The Company’s ownership interest in a consolidated subsidiary may change if it sells a portion of its interest, or if the subsidiary issues or re-purchases its own shares. If the transaction does not result in a change in control over the subsidiary and it is not deemed to be a sale of real estate, the transaction is accounted for as an equity transaction. If the transaction results in a change in control it would result in the deconsolidation of a subsidiary with a gain or loss recognized in the statement of operations. During 2010 the Company’s ownership interest in Cougar Energy Inc. changed which were accounted for as equity transactions.

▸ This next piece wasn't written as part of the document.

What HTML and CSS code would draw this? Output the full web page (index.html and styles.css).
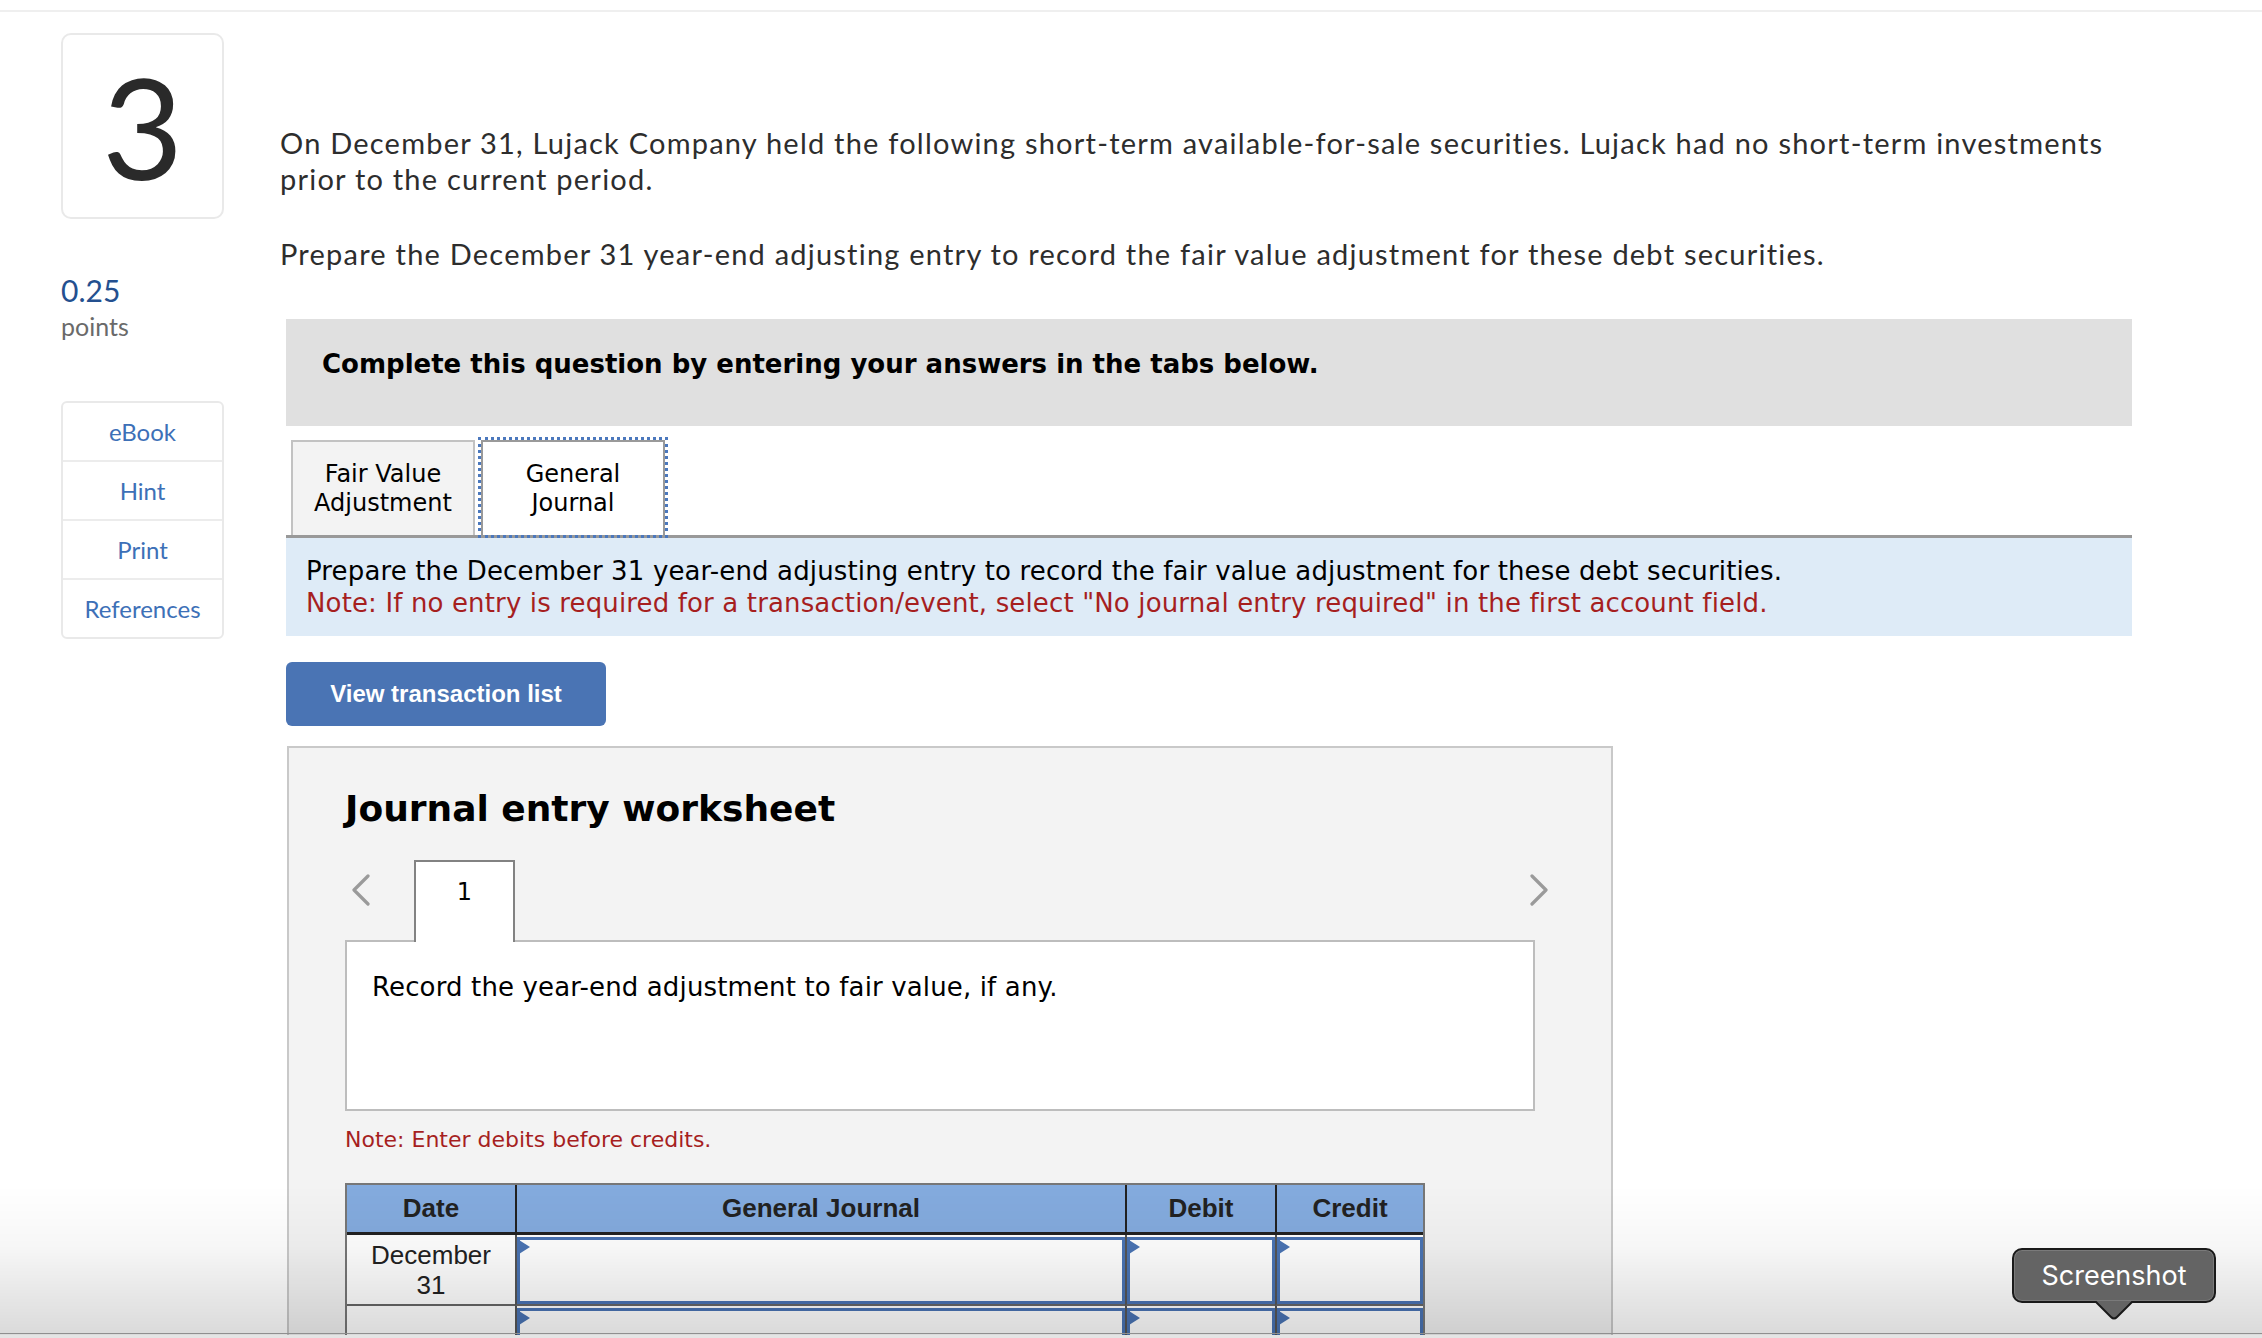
FILE: index.html
```html
<!DOCTYPE html>
<html lang="en">
<head>
<meta charset="utf-8">
<title>Question 3</title>
<link rel="stylesheet" href="styles.css">
</head>
<body>
<div class="topbar"></div>
<div class="page">
  <aside class="sidebar">
    <div class="qnum">3</div>
    <div class="pts-val">0.25</div>
    <div class="pts-label">points</div>
    <nav class="links">
      <a class="link">eBook</a>
      <a class="link">Hint</a>
      <a class="link">Print</a>
      <a class="link">References</a>
    </nav>
  </aside>
  <main class="main">
    <p class="qtext">On December 31, Lujack Company held the following short-term available-for-sale securities. Lujack had no short-term investments prior to the current period.</p>
    <p class="qtext qtext2">Prepare the December 31 year-end adjusting entry to record the fair value adjustment for these debt securities.</p>

    <section class="answer">
      <div class="instr">Complete this question by entering your answers in the tabs below.</div>
      <div class="tabs">
        <div class="tab">Fair Value<br>Adjustment</div>
        <div class="tab tab-active">General<br>Journal</div>
      </div>
      <div class="info">
        <div>Prepare the December 31 year-end adjusting entry to record the fair value adjustment for these debt securities.</div>
        <div class="red">Note: If no entry is required for a transaction/event, select "No journal entry required" in the first account field.</div>
      </div>
      <button class="btn">View transaction list</button>

      <div class="panel">
        <h2 class="panel-title">Journal entry worksheet</h2>
        <div class="nav">
          <span class="chev chev-left"><svg width="20" height="32" viewBox="0 0 20 32"><path d="M17 2 L3 16 L17 30" fill="none" stroke="#9a9a9a" stroke-width="3.2" stroke-linecap="round" stroke-linejoin="round"/></svg></span>
          <div class="etab">1</div>
          <span class="nav-fill"></span>
          <span class="chev chev-right"><svg width="20" height="32" viewBox="0 0 20 32"><path d="M3 2 L17 16 L3 30" fill="none" stroke="#9a9a9a" stroke-width="3.2" stroke-linecap="round" stroke-linejoin="round"/></svg></span>
        </div>
        <div class="entry">Record the year-end adjustment to fair value, if any.</div>
        <div class="note">Note: Enter debits before credits.</div>
        <div class="jtable">
          <div class="th">Date</div>
          <div class="th">General Journal</div>
          <div class="th">Debit</div>
          <div class="th">Credit</div>

          <div class="td td-date">December<br>31</div>
          <div class="td"><div class="field"></div></div>
          <div class="td"><div class="field"></div></div>
          <div class="td"><div class="field"></div></div>

          <div class="td td-date"></div>
          <div class="td"><div class="field"></div></div>
          <div class="td"><div class="field"></div></div>
          <div class="td"><div class="field"></div></div>
        </div>
      </div>
    </section>
  </main>
</div>

<div class="fade"></div>
<div class="tooltip">
  <span class="tooltip-text">Screenshot</span>
  <svg class="tooltip-arrow" width="40" height="20" viewBox="0 0 40 20"><path d="M1 0 L17 16 Q20 19 23 16 L39 0" fill="#646464" stroke="#1a1a1a" stroke-width="2"/></svg>
</div>
</body>
</html>
```
FILE: styles.css
```css
html, body {
  margin: 0;
  padding: 0;
  height: 100%;
  overflow: hidden;
  background: #ffffff;
}
body {
  font-family: "DejaVu Sans", Verdana, sans-serif;
  color: #111;
}
.topbar {
  height: 10px;
  border-bottom: 2px solid #efefef;
}
.page {
  display: flex;
  padding: 21px 0 0 61px;
}
.sidebar {
  width: 163px;
  flex: none;
  font-family: Lato, "Open Sans", sans-serif;
}
.qnum {
  box-sizing: border-box;
  height: 186px;
  border: 2px solid #e9e9e9;
  border-radius: 10px;
  display: flex;
  align-items: center;
  justify-content: center;
  font-size: 140px;
  line-height: 1;
  color: #2a2a2a;
}
.pts-val {
  margin-top: 53px;
  font-size: 30px;
  line-height: 36px;
  color: #24508f;
}
.pts-label {
  margin-top: 3px;
  font-size: 25px;
  line-height: 30px;
  color: #6a6a6a;
}
.links {
  margin-top: 60px;
  border: 2px solid #e9e9e9;
  border-radius: 6px;
  display: flex;
  flex-direction: column;
}
.link {
  height: 57px;
  display: flex;
  align-items: center;
  justify-content: center;
  font-size: 24px;
  color: #3d70b7;
}
.link + .link {
  border-top: 2px solid #ececec;
}
.main {
  margin-left: 56px;
  width: 1852px;
  padding-top: 92px;
}
.qtext {
  margin: 0;
  font-family: Lato, "Open Sans", sans-serif;
  font-size: 29px;
  line-height: 36px;
  color: #2d2d2d;
  letter-spacing: 1.22px;
  padding-right: 10px;
}
.qtext2 {
  margin-top: 39px;
}
.answer {
  margin-top: 47px;
  margin-left: 6px;
  width: 1846px;
}
.instr {
  box-sizing: border-box;
  height: 107px;
  background: #e0e0e0;
  padding: 30px 0 0 36px;
  font-weight: bold;
  font-size: 26px;
  line-height: 30px;
  color: #000;
}
.tabs {
  margin-top: 14px;
  display: flex;
  align-items: flex-end;
  gap: 6px;
  padding-left: 5px;
  border-bottom: 3px solid #999;
}
.tab {
  box-sizing: border-box;
  width: 184px;
  height: 95px;
  padding-top: 18px;
  text-align: center;
  font-size: 24px;
  line-height: 29px;
  color: #000;
  background: #f3f3f3;
  border: 2px solid #c2c2c2;
  border-bottom: none;
}
.tab-active {
  background: #fff;
  border-color: #9a9a9a;
  outline: 3px dotted #4b78bd;
  outline-offset: 0;
}
.info {
  box-sizing: border-box;
  height: 98px;
  background: #deebf7;
  padding: 17px 20px 0 20px;
  font-size: 26px;
  line-height: 32px;
  letter-spacing: 0.14px;
  color: #000;
}
.red {
  color: #a61f1f;
}
.btn {
  display: block;
  margin-top: 26px;
  width: 320px;
  height: 64px;
  border: none;
  border-radius: 6px;
  background: #4a74b4;
  color: #fff;
  font-family: "Liberation Sans", Arial, sans-serif;
  font-weight: bold;
  font-size: 24px;
  padding: 0;
}
.panel {
  margin-top: 20px;
  margin-left: 1px;
  width: 1326px;
  box-sizing: border-box;
  height: 700px;
  background: #f3f3f3;
  border: 2px solid #c9c9c9;
  padding: 39px 0 0 56px;
}
.panel-title {
  margin: 0;
  font-size: 36px;
  line-height: 44px;
  font-weight: bold;
  color: #000;
}
.nav {
  margin-top: 29px;
  width: 1204px;
  display: flex;
  align-items: center;
  position: relative;
  z-index: 1;
  margin-bottom: -2px;
}
.chev {
  display: flex;
  align-items: center;
  height: 32px;
}
.chev-left {
  width: 63px;
  padding-left: 6px;
  margin-top: -22px;
}
.chev-right {
  margin-top: -22px;
}
.nav-fill {
  flex: 1;
}
.etab {
  box-sizing: border-box;
  width: 101px;
  height: 82px;
  background: #fff;
  border: 2px solid #828282;
  border-bottom: none;
  text-align: center;
  padding-top: 14px;
  font-size: 24px;
  line-height: 32px;
  color: #000;
}
.entry {
  box-sizing: border-box;
  width: 1190px;
  height: 171px;
  background: #fff;
  border: 2px solid #bdbdbd;
  padding: 29px 25px 0 25px;
  font-size: 26px;
  line-height: 32px;
  letter-spacing: 0.14px;
  color: #000;
}
.note {
  margin-top: 15px;
  font-size: 22px;
  line-height: 28px;
  color: #a61f1f;
}
.jtable {
  margin-top: 29px;
  width: 1080px;
  box-sizing: border-box;
  display: grid;
  grid-template-columns: 168px 610px 150px 148px;
  border: 2px solid #777;
  border-bottom: none;
  font-family: "Liberation Sans", Arial, sans-serif;
}
.th {
  height: 47px;
  background: #84abde;
  display: flex;
  align-items: center;
  justify-content: center;
  font-weight: bold;
  font-size: 26px;
  color: #222;
  border-bottom: 3px solid #222;
}
.th + .th {
  border-left: 2px solid #222;
}
.td {
  height: 71px;
  border-bottom: 2px solid #666;
  border-left: 2px solid #555;
  background: #fff;
  box-sizing: border-box;
  padding: 2px 0 0 0;
}
.td-date {
  border-left: none;
  text-align: center;
  font-size: 26px;
  line-height: 30px;
  color: #222;
  padding-top: 5px;
}
.field {
  box-sizing: border-box;
  height: 67px;
  border: 3px solid #4a74b4;
  background: #fff;
  position: relative;
}
.field::before {
  content: "";
  position: absolute;
  left: -1px;
  top: 0;
  border-top: 7px solid transparent;
  border-bottom: 7px solid transparent;
  border-left: 11px solid #4a74b4;
}
.fade {
  position: fixed;
  left: 0;
  right: 0;
  bottom: 0;
  height: 150px;
  background: linear-gradient(to bottom, rgba(0,0,0,0) 0%, rgba(0,0,0,0.03) 40%, rgba(0,0,0,0.14) 98%);
  border-bottom: 3px solid #e4e4e4;
  pointer-events: none;
}
.fade::after {
  content: "";
  position: absolute;
  left: 0;
  right: 0;
  bottom: 1px;
  height: 1px;
  background: #8f8f8f;
}
.tooltip {
  position: fixed;
  left: 2012px;
  top: 1248px;
  box-sizing: border-box;
  width: 204px;
  height: 55px;
  background: #646464;
  border: 2px solid #1a1a1a;
  border-radius: 10px;
  box-shadow: inset 0 0 0 1px #7a7a7a;
  display: flex;
  align-items: center;
  justify-content: center;
}
.tooltip-text {
  font-family: Inter, "Liberation Sans", sans-serif;
  font-size: 27px;
  color: #fff;
}
.tooltip-arrow {
  position: absolute;
  left: 80px;
  top: 51px;
}
```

See Note 11 Non-Controlling Interest for a description of the transactions and the impact to the financial statements.

Accounting for Sales of Stock by a Subsidiary

The Company's majority owned subsidiary issued common shares in various transactions, which resulted in a dilution of the Corporation's percentage ownership in the Subsidiary. The Company accounted for the sale of the Subsidiary common shares in accordance with guidance related to equity transactions. The guidance allows for the election of an accounting policy of recording such increase or decreases in a parent's investment either in income or in equity. The Corporation adopted a policy of recording such gains or losses directly to additional paid in capital.
   

 
F-14

 
 
KODIAK ENERGY, INC.
NOTES TO THE CONSOLIDATED FINANCIAL STATEMENTS
DECEMBER 31, 2010 AND 2009

NOTE 1 – SIGNIFICANT ACCOUNTING POLICIES (continued)

Recent Accounting Pronouncements
 
In December 2010, the Financial Accounting Standards Board (“FASB”) issued Accounting Standards Update (“ASU”) No. 2010-28,  When to Perform Step 2 of the Goodwill Impairment Test for Reporting Units with Zero or Negative Carrying Amounts . This ASU updates ASC Topic 350, Intangibles—Goodwill and Other, to amend the criteria for performing Step 2 of the goodwill impairment test for reporting units with zero or negative carrying amounts and requires performing Step 2 if qualitative factors indicate that it is more likely than not that a goodwill impairment exists. The ASU is effective for fiscal years, and interim periods within those years, beginning after December 15, 2010. The Company does not currently have any reporting units with zero or negative carrying values.
 
In July 2010, the FASB issued Accounting Standards Update 2010-20 which amend “Receivables” (Topic 310). ASU 2010-20 is intended to provide additional information to assist financial statement users in assessing an entity’s risk exposures and evaluating the adequacy of its allowance for credit losses. The disclosures as of the end of a reporting period are effective for interim and annual reporting periods ending on or after December 15, 2010. The disclosures about activity that occurs during a reporting period are effective for interim and annual reporting periods beginning on or after December 15, 2010. The amendments in ASU 2010-20 encourage, but do not require, comparative disclosures for earlier reporting periods that ended before initial adoption. However, an entity should provide comparative disclosures for those reporting periods ending after initial adoption. The Company does not expect to have a significant impact on its financial statements with the adoption of ASU 2010-20.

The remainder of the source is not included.